__Provided entries__:
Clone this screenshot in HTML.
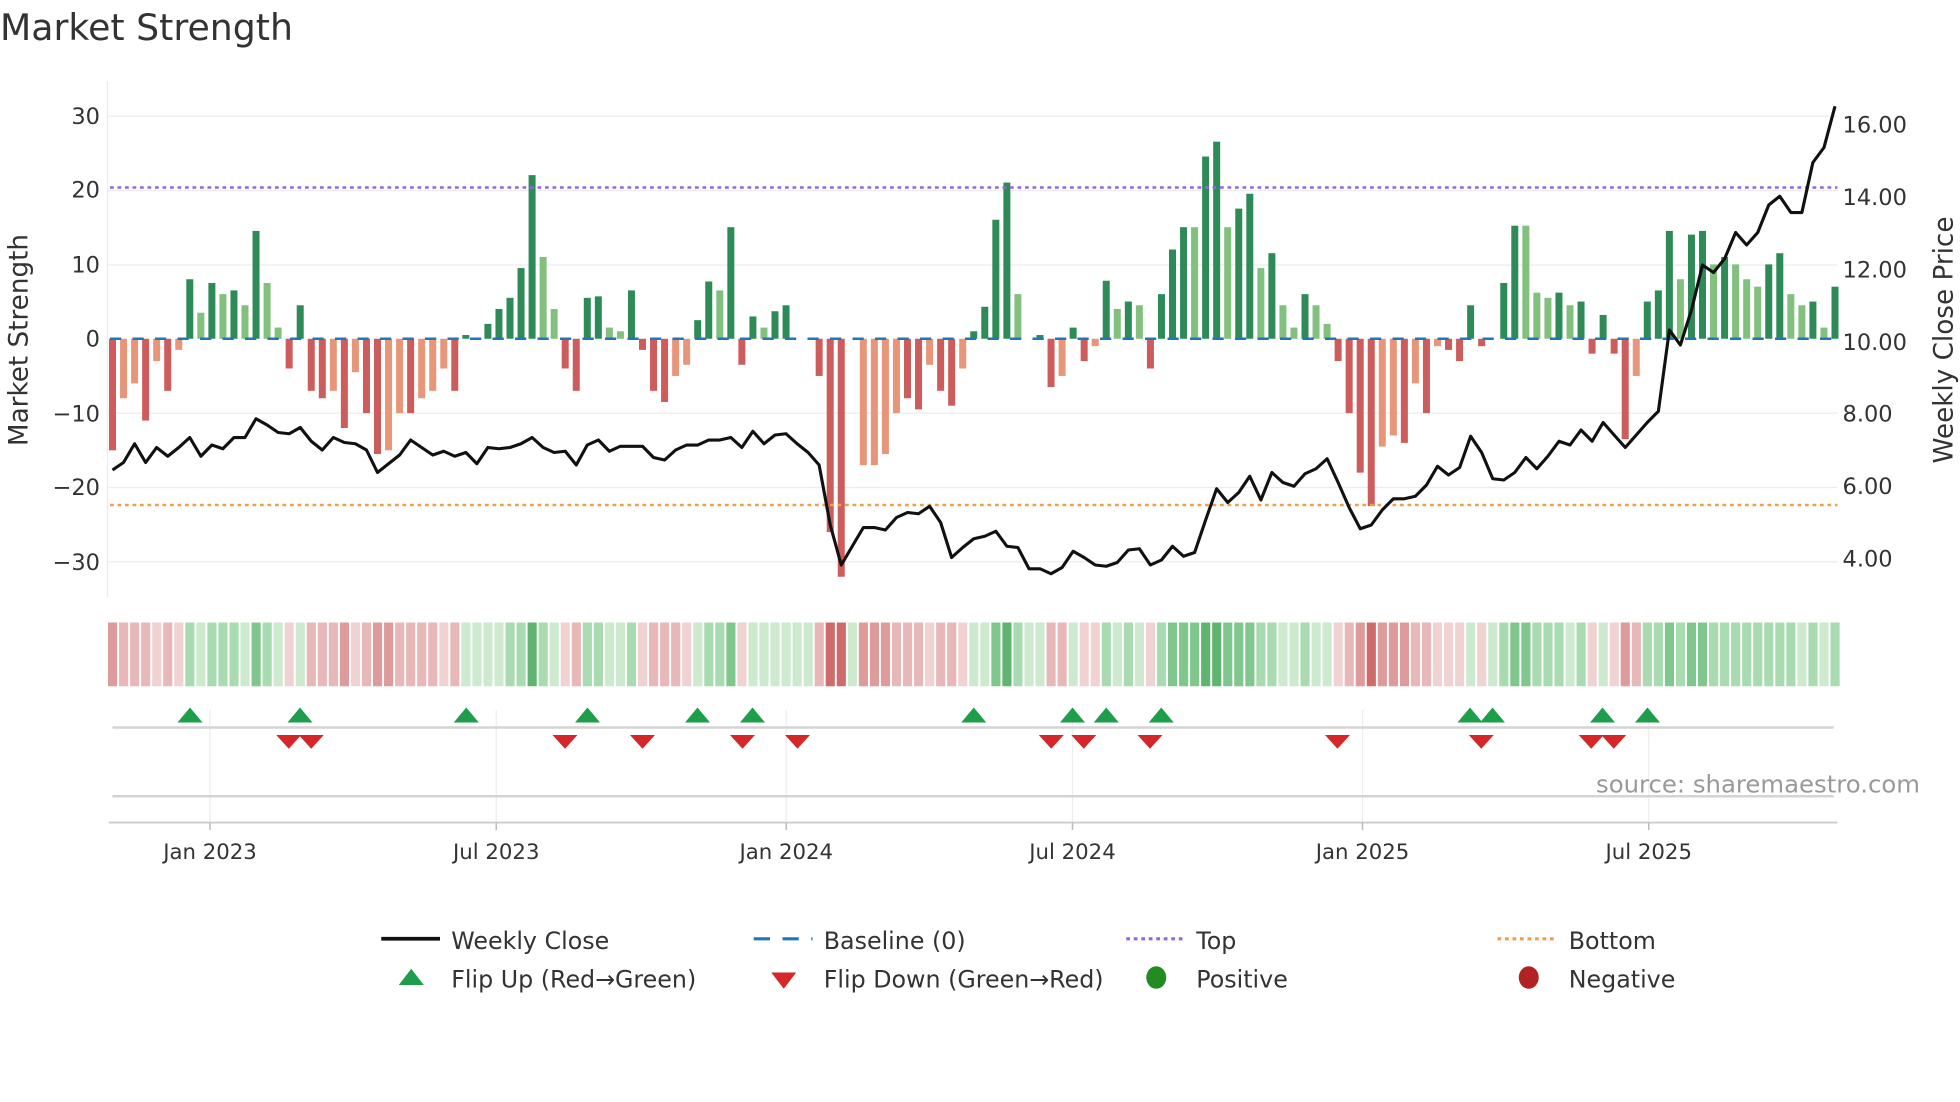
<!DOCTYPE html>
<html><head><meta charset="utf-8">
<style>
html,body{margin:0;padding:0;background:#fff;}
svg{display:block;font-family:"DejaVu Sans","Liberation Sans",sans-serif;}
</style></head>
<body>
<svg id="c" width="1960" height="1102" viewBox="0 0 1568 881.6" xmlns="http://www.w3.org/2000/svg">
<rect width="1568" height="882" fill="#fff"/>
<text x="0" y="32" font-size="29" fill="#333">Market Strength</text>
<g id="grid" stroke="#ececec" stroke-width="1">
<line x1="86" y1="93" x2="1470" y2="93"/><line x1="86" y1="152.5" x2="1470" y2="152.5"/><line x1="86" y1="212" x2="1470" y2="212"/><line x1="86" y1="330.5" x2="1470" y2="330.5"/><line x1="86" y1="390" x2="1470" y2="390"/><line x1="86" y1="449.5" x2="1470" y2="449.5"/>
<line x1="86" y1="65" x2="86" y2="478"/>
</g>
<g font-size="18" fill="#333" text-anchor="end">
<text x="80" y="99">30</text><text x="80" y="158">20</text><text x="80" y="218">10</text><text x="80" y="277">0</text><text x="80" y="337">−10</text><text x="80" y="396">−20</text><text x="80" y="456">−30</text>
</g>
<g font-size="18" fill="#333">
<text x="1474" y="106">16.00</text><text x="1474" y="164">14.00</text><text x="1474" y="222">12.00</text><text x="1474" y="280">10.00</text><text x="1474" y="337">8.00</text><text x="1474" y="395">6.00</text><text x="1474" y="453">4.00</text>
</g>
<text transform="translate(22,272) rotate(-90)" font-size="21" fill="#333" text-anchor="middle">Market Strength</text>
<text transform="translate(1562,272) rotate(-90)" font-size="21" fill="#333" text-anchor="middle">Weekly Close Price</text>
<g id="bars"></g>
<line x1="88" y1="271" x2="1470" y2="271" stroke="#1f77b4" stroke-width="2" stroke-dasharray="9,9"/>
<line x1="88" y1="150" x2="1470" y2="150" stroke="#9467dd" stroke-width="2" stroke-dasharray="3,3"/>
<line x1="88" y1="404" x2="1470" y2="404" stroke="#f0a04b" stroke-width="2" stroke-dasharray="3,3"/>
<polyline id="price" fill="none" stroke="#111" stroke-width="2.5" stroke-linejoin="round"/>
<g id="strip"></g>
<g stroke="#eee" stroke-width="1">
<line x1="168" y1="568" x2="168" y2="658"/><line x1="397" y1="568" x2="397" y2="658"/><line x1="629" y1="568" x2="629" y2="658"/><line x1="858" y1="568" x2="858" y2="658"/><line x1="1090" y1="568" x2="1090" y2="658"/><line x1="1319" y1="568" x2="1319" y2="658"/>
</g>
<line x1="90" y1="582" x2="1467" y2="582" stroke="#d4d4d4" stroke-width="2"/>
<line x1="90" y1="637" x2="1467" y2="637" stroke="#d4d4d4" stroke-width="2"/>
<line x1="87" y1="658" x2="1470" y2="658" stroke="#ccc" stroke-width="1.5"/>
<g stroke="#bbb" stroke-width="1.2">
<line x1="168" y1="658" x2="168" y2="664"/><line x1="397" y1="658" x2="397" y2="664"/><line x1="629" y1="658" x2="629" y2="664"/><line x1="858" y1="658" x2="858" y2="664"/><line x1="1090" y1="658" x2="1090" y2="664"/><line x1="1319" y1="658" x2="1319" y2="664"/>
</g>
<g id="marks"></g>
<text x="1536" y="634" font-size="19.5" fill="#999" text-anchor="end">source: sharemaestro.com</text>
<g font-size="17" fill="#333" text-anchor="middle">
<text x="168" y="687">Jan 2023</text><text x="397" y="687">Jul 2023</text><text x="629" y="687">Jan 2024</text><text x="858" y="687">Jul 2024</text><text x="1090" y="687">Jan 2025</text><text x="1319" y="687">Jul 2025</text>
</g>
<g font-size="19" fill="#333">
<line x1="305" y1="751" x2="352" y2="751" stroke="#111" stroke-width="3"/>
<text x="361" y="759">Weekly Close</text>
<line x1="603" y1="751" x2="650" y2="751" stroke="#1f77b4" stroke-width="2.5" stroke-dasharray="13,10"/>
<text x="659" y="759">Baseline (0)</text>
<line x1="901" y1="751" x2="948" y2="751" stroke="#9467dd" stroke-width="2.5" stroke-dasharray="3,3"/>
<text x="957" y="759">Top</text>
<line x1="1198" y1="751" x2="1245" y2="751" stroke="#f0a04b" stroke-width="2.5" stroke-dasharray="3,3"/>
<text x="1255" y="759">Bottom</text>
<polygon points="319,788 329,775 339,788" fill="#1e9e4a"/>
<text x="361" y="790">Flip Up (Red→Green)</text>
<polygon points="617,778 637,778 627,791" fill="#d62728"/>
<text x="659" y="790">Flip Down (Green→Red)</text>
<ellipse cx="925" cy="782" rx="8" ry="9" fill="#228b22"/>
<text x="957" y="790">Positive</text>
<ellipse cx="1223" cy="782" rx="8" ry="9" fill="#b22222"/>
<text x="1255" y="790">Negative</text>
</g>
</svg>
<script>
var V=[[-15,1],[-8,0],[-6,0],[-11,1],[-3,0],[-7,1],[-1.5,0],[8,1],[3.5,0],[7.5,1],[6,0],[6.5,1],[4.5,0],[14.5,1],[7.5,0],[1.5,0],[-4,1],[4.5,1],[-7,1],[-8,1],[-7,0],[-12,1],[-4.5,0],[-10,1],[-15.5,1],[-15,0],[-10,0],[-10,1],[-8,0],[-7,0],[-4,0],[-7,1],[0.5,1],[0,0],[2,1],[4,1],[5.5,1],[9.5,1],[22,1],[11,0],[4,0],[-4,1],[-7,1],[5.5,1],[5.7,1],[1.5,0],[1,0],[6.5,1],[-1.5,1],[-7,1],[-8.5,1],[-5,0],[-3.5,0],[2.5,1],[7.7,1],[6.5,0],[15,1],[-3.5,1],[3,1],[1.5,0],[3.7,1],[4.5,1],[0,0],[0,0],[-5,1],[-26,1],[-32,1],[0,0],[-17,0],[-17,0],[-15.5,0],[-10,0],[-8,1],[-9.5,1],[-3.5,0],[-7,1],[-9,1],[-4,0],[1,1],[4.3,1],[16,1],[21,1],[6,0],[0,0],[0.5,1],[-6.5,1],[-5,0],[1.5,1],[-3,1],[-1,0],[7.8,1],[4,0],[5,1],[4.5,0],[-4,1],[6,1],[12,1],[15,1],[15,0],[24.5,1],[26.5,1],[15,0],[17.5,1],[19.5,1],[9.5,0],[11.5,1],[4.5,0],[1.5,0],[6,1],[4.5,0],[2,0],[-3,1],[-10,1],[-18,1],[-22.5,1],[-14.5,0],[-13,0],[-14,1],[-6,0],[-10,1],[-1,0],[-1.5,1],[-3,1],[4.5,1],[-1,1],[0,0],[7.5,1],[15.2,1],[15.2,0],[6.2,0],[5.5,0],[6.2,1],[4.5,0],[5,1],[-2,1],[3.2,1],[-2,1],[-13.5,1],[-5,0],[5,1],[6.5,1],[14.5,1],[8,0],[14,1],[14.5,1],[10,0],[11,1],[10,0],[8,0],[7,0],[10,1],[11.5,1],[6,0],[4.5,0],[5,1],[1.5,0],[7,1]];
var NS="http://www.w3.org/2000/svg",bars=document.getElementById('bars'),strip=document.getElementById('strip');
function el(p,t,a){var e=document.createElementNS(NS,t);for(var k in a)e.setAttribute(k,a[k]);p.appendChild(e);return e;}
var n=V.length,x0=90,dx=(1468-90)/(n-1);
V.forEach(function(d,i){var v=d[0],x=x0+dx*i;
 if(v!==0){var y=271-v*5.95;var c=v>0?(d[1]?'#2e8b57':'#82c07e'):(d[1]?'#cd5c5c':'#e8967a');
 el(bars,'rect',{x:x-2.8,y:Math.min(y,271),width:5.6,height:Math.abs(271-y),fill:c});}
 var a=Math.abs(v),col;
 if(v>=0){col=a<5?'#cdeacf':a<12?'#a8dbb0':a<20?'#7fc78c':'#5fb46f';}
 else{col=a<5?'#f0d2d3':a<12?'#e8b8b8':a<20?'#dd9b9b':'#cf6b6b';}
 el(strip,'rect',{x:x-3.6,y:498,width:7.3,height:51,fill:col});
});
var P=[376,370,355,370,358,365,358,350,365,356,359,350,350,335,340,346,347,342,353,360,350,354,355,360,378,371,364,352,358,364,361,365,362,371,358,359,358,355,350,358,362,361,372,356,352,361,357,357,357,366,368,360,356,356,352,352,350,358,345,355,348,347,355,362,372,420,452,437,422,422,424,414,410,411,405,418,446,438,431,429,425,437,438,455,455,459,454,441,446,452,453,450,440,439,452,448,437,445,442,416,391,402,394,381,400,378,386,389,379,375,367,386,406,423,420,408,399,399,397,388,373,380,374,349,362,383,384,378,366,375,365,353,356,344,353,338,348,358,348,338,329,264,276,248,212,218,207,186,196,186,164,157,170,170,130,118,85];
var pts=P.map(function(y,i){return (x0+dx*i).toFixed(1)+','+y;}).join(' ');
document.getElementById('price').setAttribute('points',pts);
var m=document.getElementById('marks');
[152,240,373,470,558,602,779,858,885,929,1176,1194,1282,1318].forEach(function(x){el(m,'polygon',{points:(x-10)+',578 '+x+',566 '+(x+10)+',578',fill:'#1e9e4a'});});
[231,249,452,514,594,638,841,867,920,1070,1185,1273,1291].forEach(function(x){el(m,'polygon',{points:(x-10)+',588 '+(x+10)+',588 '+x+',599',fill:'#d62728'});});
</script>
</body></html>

---

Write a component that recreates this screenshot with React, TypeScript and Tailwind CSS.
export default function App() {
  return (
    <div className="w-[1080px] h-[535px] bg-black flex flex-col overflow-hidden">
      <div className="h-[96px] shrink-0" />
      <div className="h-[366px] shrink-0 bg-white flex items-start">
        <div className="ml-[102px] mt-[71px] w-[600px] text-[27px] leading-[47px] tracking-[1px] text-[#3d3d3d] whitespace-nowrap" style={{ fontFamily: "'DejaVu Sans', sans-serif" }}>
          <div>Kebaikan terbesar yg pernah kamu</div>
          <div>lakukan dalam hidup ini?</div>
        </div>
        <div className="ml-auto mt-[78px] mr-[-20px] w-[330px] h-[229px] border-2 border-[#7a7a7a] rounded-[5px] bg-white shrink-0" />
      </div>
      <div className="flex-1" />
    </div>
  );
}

__Exercise task__: Select every line of the material above holding the word "this" and copy it.

__Final result__:
Clone this screenshot in HTML.
Write a component that recreates this screenshot with React, TypeScript and Tailwind CSS.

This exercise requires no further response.